## Problem to work on:
Each line containing the word "component" must be reported.

## Records for this exercise:
_ _ _ _

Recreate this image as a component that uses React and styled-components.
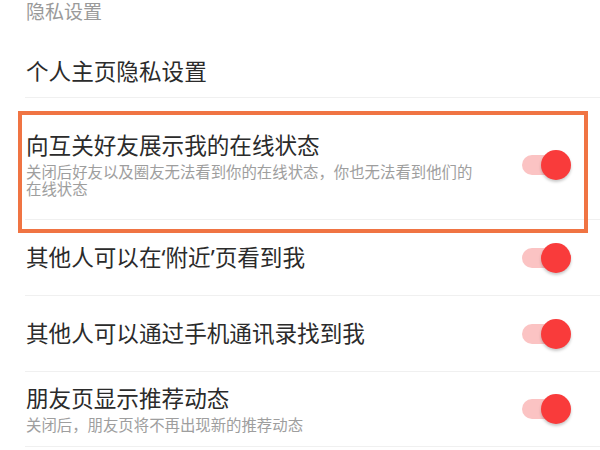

_ _ _ _

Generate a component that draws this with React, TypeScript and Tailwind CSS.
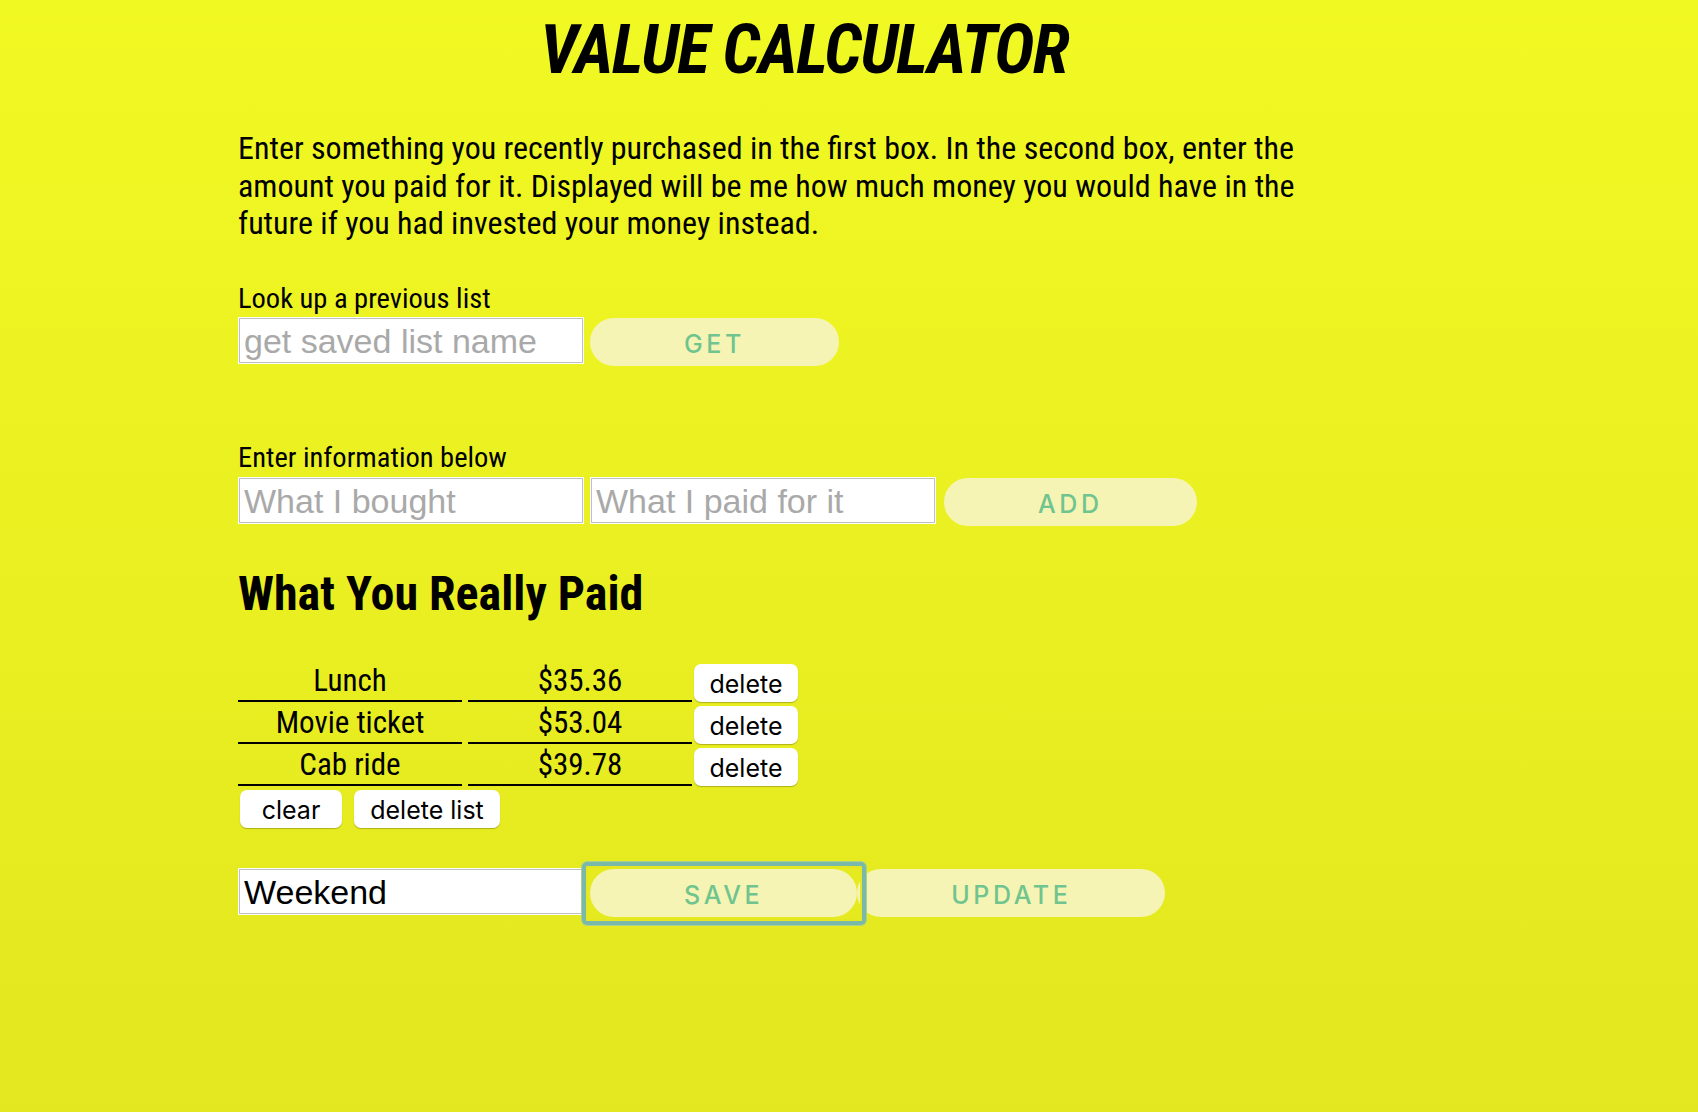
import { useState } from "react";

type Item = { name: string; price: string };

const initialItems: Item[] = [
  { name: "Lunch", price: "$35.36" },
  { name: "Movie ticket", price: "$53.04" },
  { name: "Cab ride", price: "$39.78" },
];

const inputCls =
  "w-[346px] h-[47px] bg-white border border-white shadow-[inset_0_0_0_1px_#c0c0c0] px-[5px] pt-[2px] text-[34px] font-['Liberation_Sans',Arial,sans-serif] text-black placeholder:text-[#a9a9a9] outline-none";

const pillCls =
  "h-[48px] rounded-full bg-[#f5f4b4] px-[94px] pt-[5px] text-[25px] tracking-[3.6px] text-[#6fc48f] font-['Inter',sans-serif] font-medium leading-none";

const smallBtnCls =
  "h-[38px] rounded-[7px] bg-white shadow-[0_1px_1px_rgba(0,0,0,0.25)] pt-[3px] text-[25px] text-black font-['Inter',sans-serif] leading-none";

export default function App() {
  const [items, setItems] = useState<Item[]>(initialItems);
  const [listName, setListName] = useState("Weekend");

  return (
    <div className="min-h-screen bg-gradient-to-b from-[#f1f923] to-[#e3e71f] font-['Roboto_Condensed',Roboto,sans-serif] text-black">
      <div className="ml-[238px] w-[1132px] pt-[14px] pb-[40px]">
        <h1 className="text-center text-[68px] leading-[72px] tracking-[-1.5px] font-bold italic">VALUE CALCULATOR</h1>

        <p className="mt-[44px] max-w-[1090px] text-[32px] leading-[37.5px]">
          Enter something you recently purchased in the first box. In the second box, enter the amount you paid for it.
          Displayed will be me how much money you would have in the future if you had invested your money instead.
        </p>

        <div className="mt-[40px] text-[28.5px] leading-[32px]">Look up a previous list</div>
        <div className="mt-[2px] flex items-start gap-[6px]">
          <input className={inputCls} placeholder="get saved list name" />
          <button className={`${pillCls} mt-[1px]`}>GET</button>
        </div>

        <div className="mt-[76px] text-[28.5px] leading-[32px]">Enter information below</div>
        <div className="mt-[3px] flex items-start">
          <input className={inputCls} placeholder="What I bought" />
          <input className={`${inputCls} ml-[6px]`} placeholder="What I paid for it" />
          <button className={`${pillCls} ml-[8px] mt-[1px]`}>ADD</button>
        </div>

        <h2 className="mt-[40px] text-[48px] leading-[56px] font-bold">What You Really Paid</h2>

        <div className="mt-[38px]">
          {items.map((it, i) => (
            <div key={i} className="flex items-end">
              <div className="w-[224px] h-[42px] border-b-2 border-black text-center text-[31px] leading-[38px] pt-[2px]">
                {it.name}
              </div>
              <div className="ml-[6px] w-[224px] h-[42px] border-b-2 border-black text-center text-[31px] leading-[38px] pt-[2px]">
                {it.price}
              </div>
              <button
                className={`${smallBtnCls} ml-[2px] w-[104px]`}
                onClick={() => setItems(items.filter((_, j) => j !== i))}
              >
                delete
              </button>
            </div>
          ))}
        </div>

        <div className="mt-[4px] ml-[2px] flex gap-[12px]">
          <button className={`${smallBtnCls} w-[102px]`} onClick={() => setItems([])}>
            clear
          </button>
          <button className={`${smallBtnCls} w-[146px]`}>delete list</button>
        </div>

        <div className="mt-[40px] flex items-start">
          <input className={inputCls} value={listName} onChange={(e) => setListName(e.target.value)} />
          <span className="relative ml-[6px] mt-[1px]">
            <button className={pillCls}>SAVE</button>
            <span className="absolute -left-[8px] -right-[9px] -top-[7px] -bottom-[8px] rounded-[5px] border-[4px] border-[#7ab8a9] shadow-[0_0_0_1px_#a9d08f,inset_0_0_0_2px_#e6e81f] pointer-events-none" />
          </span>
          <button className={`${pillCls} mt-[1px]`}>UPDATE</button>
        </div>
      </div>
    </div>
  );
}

_ _ _ _

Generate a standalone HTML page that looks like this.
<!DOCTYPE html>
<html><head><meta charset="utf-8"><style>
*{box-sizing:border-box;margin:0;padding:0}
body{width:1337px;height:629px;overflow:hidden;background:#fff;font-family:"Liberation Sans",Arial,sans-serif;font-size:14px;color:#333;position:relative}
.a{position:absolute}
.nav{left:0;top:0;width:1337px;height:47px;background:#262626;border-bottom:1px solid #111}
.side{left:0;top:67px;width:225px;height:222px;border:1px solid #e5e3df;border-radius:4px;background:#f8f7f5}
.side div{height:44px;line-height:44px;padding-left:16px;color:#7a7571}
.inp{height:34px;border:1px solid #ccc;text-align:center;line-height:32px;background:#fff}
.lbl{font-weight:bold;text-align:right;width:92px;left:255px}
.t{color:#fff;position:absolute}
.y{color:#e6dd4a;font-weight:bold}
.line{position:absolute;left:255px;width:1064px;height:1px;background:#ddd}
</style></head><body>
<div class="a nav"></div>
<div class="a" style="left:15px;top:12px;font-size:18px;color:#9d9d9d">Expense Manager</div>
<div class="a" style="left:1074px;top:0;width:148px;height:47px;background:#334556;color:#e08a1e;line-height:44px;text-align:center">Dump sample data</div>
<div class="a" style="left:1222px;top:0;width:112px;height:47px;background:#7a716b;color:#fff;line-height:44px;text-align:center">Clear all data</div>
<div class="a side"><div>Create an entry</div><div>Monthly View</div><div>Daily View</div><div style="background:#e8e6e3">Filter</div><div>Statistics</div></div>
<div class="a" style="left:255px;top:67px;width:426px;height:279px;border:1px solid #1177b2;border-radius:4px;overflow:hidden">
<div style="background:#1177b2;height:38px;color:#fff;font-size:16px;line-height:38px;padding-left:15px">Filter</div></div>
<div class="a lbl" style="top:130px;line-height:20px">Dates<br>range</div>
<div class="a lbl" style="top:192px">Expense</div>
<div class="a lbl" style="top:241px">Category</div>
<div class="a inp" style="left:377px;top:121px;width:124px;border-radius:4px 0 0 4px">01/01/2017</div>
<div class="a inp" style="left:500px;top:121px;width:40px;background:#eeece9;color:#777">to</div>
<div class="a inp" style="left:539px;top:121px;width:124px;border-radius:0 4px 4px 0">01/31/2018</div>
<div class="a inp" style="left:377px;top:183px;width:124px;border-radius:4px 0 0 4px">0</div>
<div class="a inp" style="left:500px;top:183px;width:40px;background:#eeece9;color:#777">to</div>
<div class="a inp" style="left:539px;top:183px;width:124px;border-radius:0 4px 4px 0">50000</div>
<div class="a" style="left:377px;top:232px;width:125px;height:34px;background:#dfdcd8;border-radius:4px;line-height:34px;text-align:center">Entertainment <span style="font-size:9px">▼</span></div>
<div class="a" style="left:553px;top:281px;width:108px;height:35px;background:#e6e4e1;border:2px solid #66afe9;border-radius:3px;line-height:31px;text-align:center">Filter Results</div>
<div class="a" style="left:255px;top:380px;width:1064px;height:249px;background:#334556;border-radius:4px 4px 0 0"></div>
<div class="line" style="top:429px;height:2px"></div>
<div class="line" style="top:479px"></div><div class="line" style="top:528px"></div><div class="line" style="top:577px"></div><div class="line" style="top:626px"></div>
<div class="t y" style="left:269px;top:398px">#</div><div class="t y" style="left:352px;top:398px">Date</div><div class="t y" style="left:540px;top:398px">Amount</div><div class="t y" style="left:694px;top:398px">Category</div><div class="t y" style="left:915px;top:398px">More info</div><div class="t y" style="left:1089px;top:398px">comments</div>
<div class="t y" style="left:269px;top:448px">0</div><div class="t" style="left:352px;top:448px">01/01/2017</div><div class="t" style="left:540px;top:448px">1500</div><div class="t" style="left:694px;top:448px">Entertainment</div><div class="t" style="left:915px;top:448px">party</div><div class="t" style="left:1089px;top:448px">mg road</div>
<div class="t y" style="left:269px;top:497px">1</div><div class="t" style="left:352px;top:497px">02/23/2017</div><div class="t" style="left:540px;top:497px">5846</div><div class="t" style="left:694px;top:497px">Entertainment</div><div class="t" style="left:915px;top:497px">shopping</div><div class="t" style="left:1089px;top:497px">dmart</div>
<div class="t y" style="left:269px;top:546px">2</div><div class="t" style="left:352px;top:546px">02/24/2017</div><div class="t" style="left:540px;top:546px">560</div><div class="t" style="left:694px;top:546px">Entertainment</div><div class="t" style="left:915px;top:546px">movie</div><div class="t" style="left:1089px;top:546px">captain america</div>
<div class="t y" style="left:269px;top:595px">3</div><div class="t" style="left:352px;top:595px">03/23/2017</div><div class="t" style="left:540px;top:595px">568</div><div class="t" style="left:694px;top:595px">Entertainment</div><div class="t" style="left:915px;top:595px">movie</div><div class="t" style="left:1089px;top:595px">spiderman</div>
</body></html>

_ _ _ _

## Solved exercise:
Recreate this image as a component that uses React and styled-components.
Generate a component that draws this with React, TypeScript and Tailwind CSS.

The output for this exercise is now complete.